Over my 12 years managing production across 17 factories in China, Vietnam, and Ethiopia, I’ve seen one truth hold: the best dark brown suede tall boots aren’t made — they’re co-engineered. That means your supplier must understand not just cutting and lasting, but also how suede interacts with specific adhesives, how humidity during cementing affects nap integrity, and why a 12.5 cm heel requires a reinforced heel counter with ≥1.8 mm fiberboard and dual-density EVA padding.

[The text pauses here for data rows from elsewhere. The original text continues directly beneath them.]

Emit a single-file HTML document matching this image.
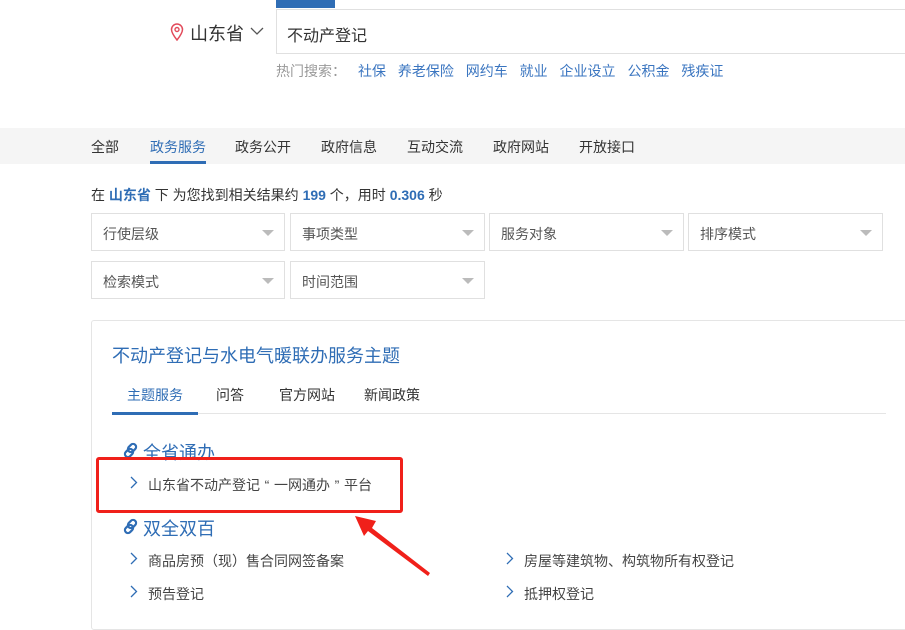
<!DOCTYPE html>
<html><head><meta charset="utf-8"><style>
*{margin:0;padding:0;box-sizing:border-box}
body{width:905px;height:617px;overflow:hidden;background:#fff;font-family:"Liberation Sans","Noto Sans CJK SC",sans-serif;color:#333;position:relative}
.a{position:absolute;white-space:nowrap}
.blue{color:#2f6db5}
.dd{position:absolute;height:38px;border:1px solid #e0e0e0;font-size:14px;color:#555;padding:10px 11px}
.dd:after{content:"";position:absolute;right:10px;top:16px;border-left:6px solid transparent;border-right:6px solid transparent;border-top:6px solid #bbb}
.chev{position:absolute}
.q{display:inline-block;width:14px;text-align:center}
</style></head><body>
<div class="a" style="left:276px;top:0;width:59px;height:8px;background:#2f6db5"></div>
<div class="a" style="left:276px;top:9px;width:640px;height:45px;border:1px solid #e0e0e0"></div>
<svg class="a" style="left:170px;top:23px" width="14" height="18" viewBox="0 0 14 18"><path d="M7 17C3 12 1.5 9 1.5 6.5A5.5 5.5 0 0 1 12.5 6.5C12.5 9 11 12 7 17Z" fill="none" stroke="#e24b5b" stroke-width="1.5"/><circle cx="7" cy="6.5" r="2" fill="none" stroke="#e24b5b" stroke-width="1.4"/></svg>
<div class="a" style="left:190px;top:20px;font-size:18px;color:#333">山东省</div>
<svg class="a" style="left:250px;top:27px" width="14" height="9"><path d="M1 1L7 7L13 1" fill="none" stroke="#555" stroke-width="1.3"/></svg>
<div class="a" style="left:287px;top:22px;font-size:16px;color:#333">不动产登记</div>
<div class="a" style="left:276px;top:61px;font-size:14px;color:#999">热门搜索：</div>
<div class="a" style="left:358px;top:61px;font-size:14px;color:#3a75c0;word-spacing:8px">社保 养老保险 网约车 就业 企业设立 公积金 残疾证</div>
<div class="a" style="left:0;top:128px;width:905px;height:36px;background:#f5f5f5"></div>
<div class="a" style="left:91px;top:137px;font-size:14px;color:#333">全部</div>
<div class="a blue" style="left:150px;top:137px;font-size:14px">政务服务</div>
<div class="a" style="left:150px;top:161px;width:56px;height:3px;background:#2f6db5"></div>
<div class="a" style="left:235px;top:137px;font-size:14px">政务公开</div>
<div class="a" style="left:321px;top:137px;font-size:14px">政府信息</div>
<div class="a" style="left:407px;top:137px;font-size:14px">互动交流</div>
<div class="a" style="left:493px;top:137px;font-size:14px">政府网站</div>
<div class="a" style="left:579px;top:137px;font-size:14px">开放接口</div>
<div class="a" style="left:91px;top:185px;font-size:14px">在 <b class="blue">山东省</b> 下 为您找到相关结果约 <b class="blue">199</b> 个，用时 <b class="blue">0.306</b> 秒</div>
<div class="dd" style="left:91px;top:213px;width:194px">行使层级</div>
<div class="dd" style="left:290px;top:213px;width:195px">事项类型</div>
<div class="dd" style="left:489px;top:213px;width:195px">服务对象</div>
<div class="dd" style="left:688px;top:213px;width:195px">排序模式</div>
<div class="dd" style="left:91px;top:261px;width:194px">检索模式</div>
<div class="dd" style="left:290px;top:261px;width:195px">时间范围</div>
<div class="a" style="left:91px;top:320px;width:830px;height:310px;border:1px solid #e5e5e5;border-radius:3px"></div>
<div class="a blue" style="left:112px;top:342px;font-size:18px">不动产登记与水电气暖联办服务主题</div>
<div class="a blue" style="left:127px;top:385px;font-size:14px">主题服务</div>
<div class="a" style="left:216px;top:385px;font-size:14px">问答</div>
<div class="a" style="left:279px;top:385px;font-size:14px">官方网站</div>
<div class="a" style="left:364px;top:385px;font-size:14px">新闻政策</div>
<div class="a" style="left:112px;top:413px;width:774px;height:1px;background:#e5e5e5"></div>
<div class="a" style="left:112px;top:412px;width:86px;height:3px;background:#2f6db5"></div>
<svg class="a" style="left:122px;top:442px" width="17" height="17" viewBox="0 0 17 17"><g fill="none" stroke="#2f6db5" stroke-width="2.2"><rect x="7" y="1.5" width="6" height="9" rx="3" transform="rotate(45 10 6)"/><rect x="4" y="6.5" width="6" height="9" rx="3" transform="rotate(45 7 11)"/></g></svg>
<div class="a blue" style="left:143px;top:439px;font-size:18px">全省通办</div>
<svg class="chev" style="left:130px;top:476px" width="8" height="13"><path d="M1 1L6.5 6.5L1 12" fill="none" stroke="#2f6db5" stroke-width="1.3"/></svg>
<div class="a" style="left:148px;top:475px;font-size:14px;color:#444">山东省不动产登记<span class="q">“</span>一网通办<span class="q">”</span>平台</div>
<div class="a" style="left:96px;top:457px;width:307px;height:56px;border:3px solid #f0201a;border-radius:3px"></div>
<svg class="a" style="left:122px;top:518px" width="17" height="17" viewBox="0 0 17 17"><g fill="none" stroke="#2f6db5" stroke-width="2.2"><rect x="7" y="1.5" width="6" height="9" rx="3" transform="rotate(45 10 6)"/><rect x="4" y="6.5" width="6" height="9" rx="3" transform="rotate(45 7 11)"/></g></svg>
<div class="a blue" style="left:143px;top:515px;font-size:18px">双全双百</div>
<svg class="chev" style="left:130px;top:552px" width="8" height="13"><path d="M1 1L6.5 6.5L1 12" fill="none" stroke="#2f6db5" stroke-width="1.3"/></svg>
<div class="a" style="left:148px;top:551px;font-size:14px;color:#444">商品房预（现）售合同网签备案</div>
<svg class="chev" style="left:130px;top:585px" width="8" height="13"><path d="M1 1L6.5 6.5L1 12" fill="none" stroke="#2f6db5" stroke-width="1.3"/></svg>
<div class="a" style="left:148px;top:584px;font-size:14px;color:#444">预告登记</div>
<svg class="chev" style="left:506px;top:552px" width="8" height="13"><path d="M1 1L6.5 6.5L1 12" fill="none" stroke="#2f6db5" stroke-width="1.3"/></svg>
<div class="a" style="left:524px;top:551px;font-size:14px;color:#444">房屋等建筑物、构筑物所有权登记</div>
<svg class="chev" style="left:506px;top:585px" width="8" height="13"><path d="M1 1L6.5 6.5L1 12" fill="none" stroke="#2f6db5" stroke-width="1.3"/></svg>
<div class="a" style="left:524px;top:584px;font-size:14px;color:#444">抵押权登记</div>
<svg class="a" style="left:350px;top:508px" width="90" height="70"><path d="M80 65L22 20L26 13L5 8L14 28L18 23L78 68Z" fill="#f0201a"/></svg>
</body></html>
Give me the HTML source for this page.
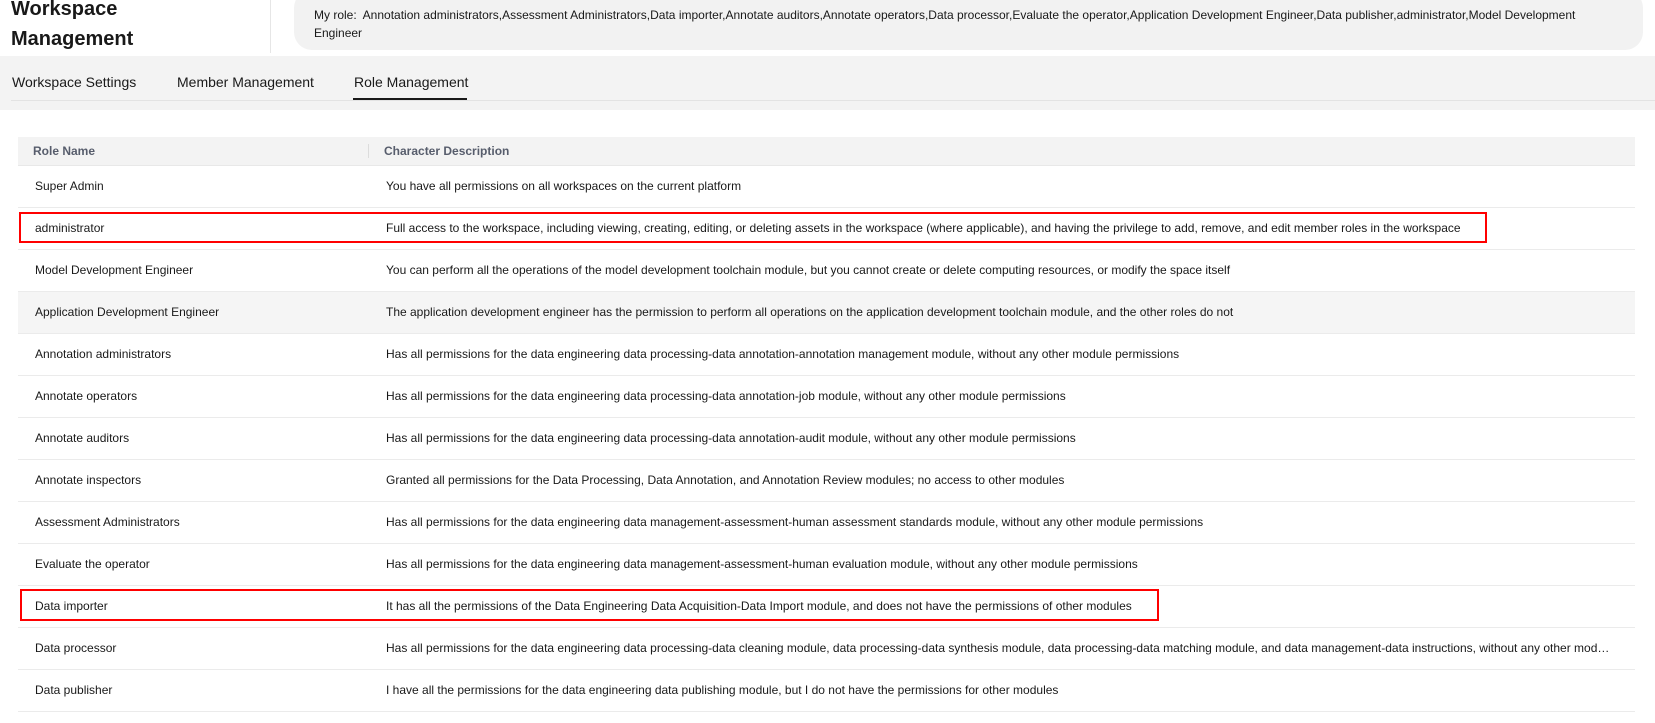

Material Selection: Beyond ‘Suede’ on the Spec Sheet

The Three Suede Tiers — and What They Cost You

  • Premium Full-Grain Suede: From top-split hides (e.g., Italian Vacchetta or German Chromexcel splits), tanned with vegetable-chrome hybrids. Nap is dense, uniform, and resilient to compression. Minimum weight: 1.4–1.6 mm. Ideal for $250+ dark brown suede tall boots. Expect 12–18% yield loss vs. corrected grain.
  • Mid-Tier Split Suede: Standard chrome-tanned splits from Brazil or India. Requires heavy pigment coating to mask grain inconsistencies. Prone to crocking and nap shedding under abrasion. Acceptable only if retail price ≤$199 — but demand full REACH Annex XVII test reports for chromium VI (<3 ppm).
  • Budget Composite Suede: Polyurethane-coated microfiber or bonded leather. Not true suede. Fails ASTM D2047 slip resistance (EN ISO 13287) when damp. Avoid for tall boots — calf-height flex accelerates delamination.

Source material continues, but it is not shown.